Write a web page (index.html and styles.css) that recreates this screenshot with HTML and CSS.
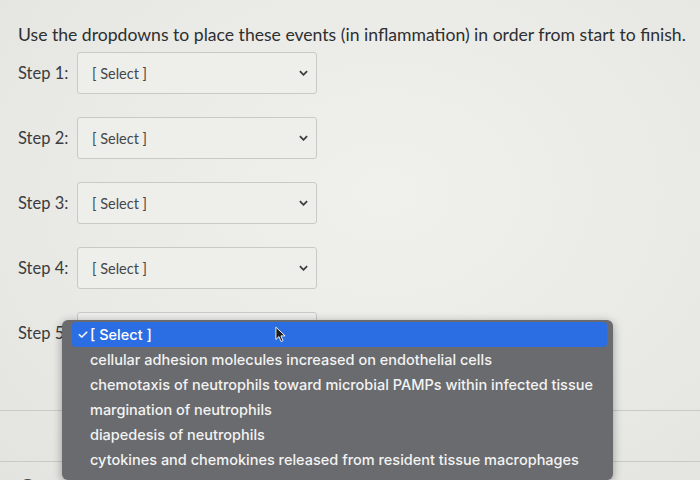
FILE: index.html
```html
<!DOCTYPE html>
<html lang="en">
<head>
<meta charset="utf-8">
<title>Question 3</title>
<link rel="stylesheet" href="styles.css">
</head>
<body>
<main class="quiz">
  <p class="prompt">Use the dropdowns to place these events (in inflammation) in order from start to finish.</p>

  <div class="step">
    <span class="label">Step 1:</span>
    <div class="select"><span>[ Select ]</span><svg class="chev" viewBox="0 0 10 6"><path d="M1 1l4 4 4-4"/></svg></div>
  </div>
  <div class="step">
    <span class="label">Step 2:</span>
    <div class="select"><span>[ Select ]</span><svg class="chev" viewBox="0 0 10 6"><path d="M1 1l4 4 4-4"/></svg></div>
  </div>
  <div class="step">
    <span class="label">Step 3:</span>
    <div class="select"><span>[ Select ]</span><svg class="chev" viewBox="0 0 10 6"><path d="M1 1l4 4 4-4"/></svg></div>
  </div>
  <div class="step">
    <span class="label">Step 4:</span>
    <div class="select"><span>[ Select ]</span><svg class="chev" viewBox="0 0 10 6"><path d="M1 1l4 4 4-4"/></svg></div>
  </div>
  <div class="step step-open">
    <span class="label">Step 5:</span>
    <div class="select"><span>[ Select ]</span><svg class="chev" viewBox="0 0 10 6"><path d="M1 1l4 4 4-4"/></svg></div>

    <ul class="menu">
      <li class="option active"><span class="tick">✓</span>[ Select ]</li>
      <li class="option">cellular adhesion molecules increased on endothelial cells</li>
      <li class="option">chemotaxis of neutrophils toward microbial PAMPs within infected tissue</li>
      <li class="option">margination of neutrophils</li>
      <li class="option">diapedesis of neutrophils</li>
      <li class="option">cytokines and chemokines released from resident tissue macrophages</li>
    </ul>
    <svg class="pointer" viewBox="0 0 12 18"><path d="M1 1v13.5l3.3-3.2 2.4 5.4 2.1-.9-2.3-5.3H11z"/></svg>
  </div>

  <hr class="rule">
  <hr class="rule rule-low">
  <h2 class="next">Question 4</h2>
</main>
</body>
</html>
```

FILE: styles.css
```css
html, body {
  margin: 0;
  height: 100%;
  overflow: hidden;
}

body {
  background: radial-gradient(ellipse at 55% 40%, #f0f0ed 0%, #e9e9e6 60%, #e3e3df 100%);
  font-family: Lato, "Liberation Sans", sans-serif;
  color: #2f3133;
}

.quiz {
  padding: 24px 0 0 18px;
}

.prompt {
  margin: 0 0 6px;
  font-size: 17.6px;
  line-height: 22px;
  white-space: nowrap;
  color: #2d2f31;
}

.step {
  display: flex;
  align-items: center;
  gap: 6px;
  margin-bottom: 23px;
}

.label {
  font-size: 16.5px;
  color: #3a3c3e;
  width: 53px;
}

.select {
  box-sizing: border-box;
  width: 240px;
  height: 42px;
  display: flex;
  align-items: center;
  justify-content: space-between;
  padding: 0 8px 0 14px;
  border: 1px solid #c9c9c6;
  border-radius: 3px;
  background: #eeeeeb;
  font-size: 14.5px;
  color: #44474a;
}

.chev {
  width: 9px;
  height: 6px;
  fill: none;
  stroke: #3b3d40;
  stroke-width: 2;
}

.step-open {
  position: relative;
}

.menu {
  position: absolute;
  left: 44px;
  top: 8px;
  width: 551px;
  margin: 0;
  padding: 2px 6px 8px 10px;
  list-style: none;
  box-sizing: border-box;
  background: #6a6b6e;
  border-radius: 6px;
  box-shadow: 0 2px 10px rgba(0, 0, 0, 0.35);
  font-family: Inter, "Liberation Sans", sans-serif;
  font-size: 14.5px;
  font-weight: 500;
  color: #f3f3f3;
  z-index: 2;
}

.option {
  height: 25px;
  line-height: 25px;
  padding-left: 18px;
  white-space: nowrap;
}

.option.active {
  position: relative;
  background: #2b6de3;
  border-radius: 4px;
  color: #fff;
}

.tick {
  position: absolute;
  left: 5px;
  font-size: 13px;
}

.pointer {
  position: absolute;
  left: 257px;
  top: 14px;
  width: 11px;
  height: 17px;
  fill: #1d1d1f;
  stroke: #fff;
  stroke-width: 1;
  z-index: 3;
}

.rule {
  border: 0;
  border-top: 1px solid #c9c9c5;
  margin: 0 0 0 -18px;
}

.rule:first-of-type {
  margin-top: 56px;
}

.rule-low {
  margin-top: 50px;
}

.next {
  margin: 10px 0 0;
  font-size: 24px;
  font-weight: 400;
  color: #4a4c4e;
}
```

Your objective ->
Do not copy the pictures, but repeat every line exactly.

Result ->
Write a web page (index.html and styles.css) that recreates this screenshot with HTML and CSS.
FILE: index.html
```html
<!DOCTYPE html>
<html lang="en">
<head>
<meta charset="utf-8">
<title>Question 3</title>
<link rel="stylesheet" href="styles.css">
</head>
<body>
<main class="quiz">
  <p class="prompt">Use the dropdowns to place these events (in inflammation) in order from start to finish.</p>

  <div class="step">
    <span class="label">Step 1:</span>
    <div class="select"><span>[ Select ]</span><svg class="chev" viewBox="0 0 10 6"><path d="M1 1l4 4 4-4"/></svg></div>
  </div>
  <div class="step">
    <span class="label">Step 2:</span>
    <div class="select"><span>[ Select ]</span><svg class="chev" viewBox="0 0 10 6"><path d="M1 1l4 4 4-4"/></svg></div>
  </div>
  <div class="step">
    <span class="label">Step 3:</span>
    <div class="select"><span>[ Select ]</span><svg class="chev" viewBox="0 0 10 6"><path d="M1 1l4 4 4-4"/></svg></div>
  </div>
  <div class="step">
    <span class="label">Step 4:</span>
    <div class="select"><span>[ Select ]</span><svg class="chev" viewBox="0 0 10 6"><path d="M1 1l4 4 4-4"/></svg></div>
  </div>
  <div class="step step-open">
    <span class="label">Step 5:</span>
    <div class="select"><span>[ Select ]</span><svg class="chev" viewBox="0 0 10 6"><path d="M1 1l4 4 4-4"/></svg></div>

    <ul class="menu">
      <li class="option active"><span class="tick">✓</span>[ Select ]</li>
      <li class="option">cellular adhesion molecules increased on endothelial cells</li>
      <li class="option">chemotaxis of neutrophils toward microbial PAMPs within infected tissue</li>
      <li class="option">margination of neutrophils</li>
      <li class="option">diapedesis of neutrophils</li>
      <li class="option">cytokines and chemokines released from resident tissue macrophages</li>
    </ul>
    <svg class="pointer" viewBox="0 0 12 18"><path d="M1 1v13.5l3.3-3.2 2.4 5.4 2.1-.9-2.3-5.3H11z"/></svg>
  </div>

  <hr class="rule">
  <hr class="rule rule-low">
  <h2 class="next">Question 4</h2>
</main>
</body>
</html>
```

FILE: styles.css
```css
html, body {
  margin: 0;
  height: 100%;
  overflow: hidden;
}

body {
  background: radial-gradient(ellipse at 55% 40%, #f0f0ed 0%, #e9e9e6 60%, #e3e3df 100%);
  font-family: Lato, "Liberation Sans", sans-serif;
  color: #2f3133;
}

.quiz {
  padding: 24px 0 0 18px;
}

.prompt {
  margin: 0 0 6px;
  font-size: 17.6px;
  line-height: 22px;
  white-space: nowrap;
  color: #2d2f31;
}

.step {
  display: flex;
  align-items: center;
  gap: 6px;
  margin-bottom: 23px;
}

.label {
  font-size: 16.5px;
  color: #3a3c3e;
  width: 53px;
}

.select {
  box-sizing: border-box;
  width: 240px;
  height: 42px;
  display: flex;
  align-items: center;
  justify-content: space-between;
  padding: 0 8px 0 14px;
  border: 1px solid #c9c9c6;
  border-radius: 3px;
  background: #eeeeeb;
  font-size: 14.5px;
  color: #44474a;
}

.chev {
  width: 9px;
  height: 6px;
  fill: none;
  stroke: #3b3d40;
  stroke-width: 2;
}

.step-open {
  position: relative;
}

.menu {
  position: absolute;
  left: 44px;
  top: 8px;
  width: 551px;
  margin: 0;
  padding: 2px 6px 8px 10px;
  list-style: none;
  box-sizing: border-box;
  background: #6a6b6e;
  border-radius: 6px;
  box-shadow: 0 2px 10px rgba(0, 0, 0, 0.35);
  font-family: Inter, "Liberation Sans", sans-serif;
  font-size: 14.5px;
  font-weight: 500;
  color: #f3f3f3;
  z-index: 2;
}

.option {
  height: 25px;
  line-height: 25px;
  padding-left: 18px;
  white-space: nowrap;
}

.option.active {
  position: relative;
  background: #2b6de3;
  border-radius: 4px;
  color: #fff;
}

.tick {
  position: absolute;
  left: 5px;
  font-size: 13px;
}

.pointer {
  position: absolute;
  left: 257px;
  top: 14px;
  width: 11px;
  height: 17px;
  fill: #1d1d1f;
  stroke: #fff;
  stroke-width: 1;
  z-index: 3;
}

.rule {
  border: 0;
  border-top: 1px solid #c9c9c5;
  margin: 0 0 0 -18px;
}

.rule:first-of-type {
  margin-top: 56px;
}

.rule-low {
  margin-top: 50px;
}

.next {
  margin: 10px 0 0;
  font-size: 24px;
  font-weight: 400;
  color: #4a4c4e;
}
```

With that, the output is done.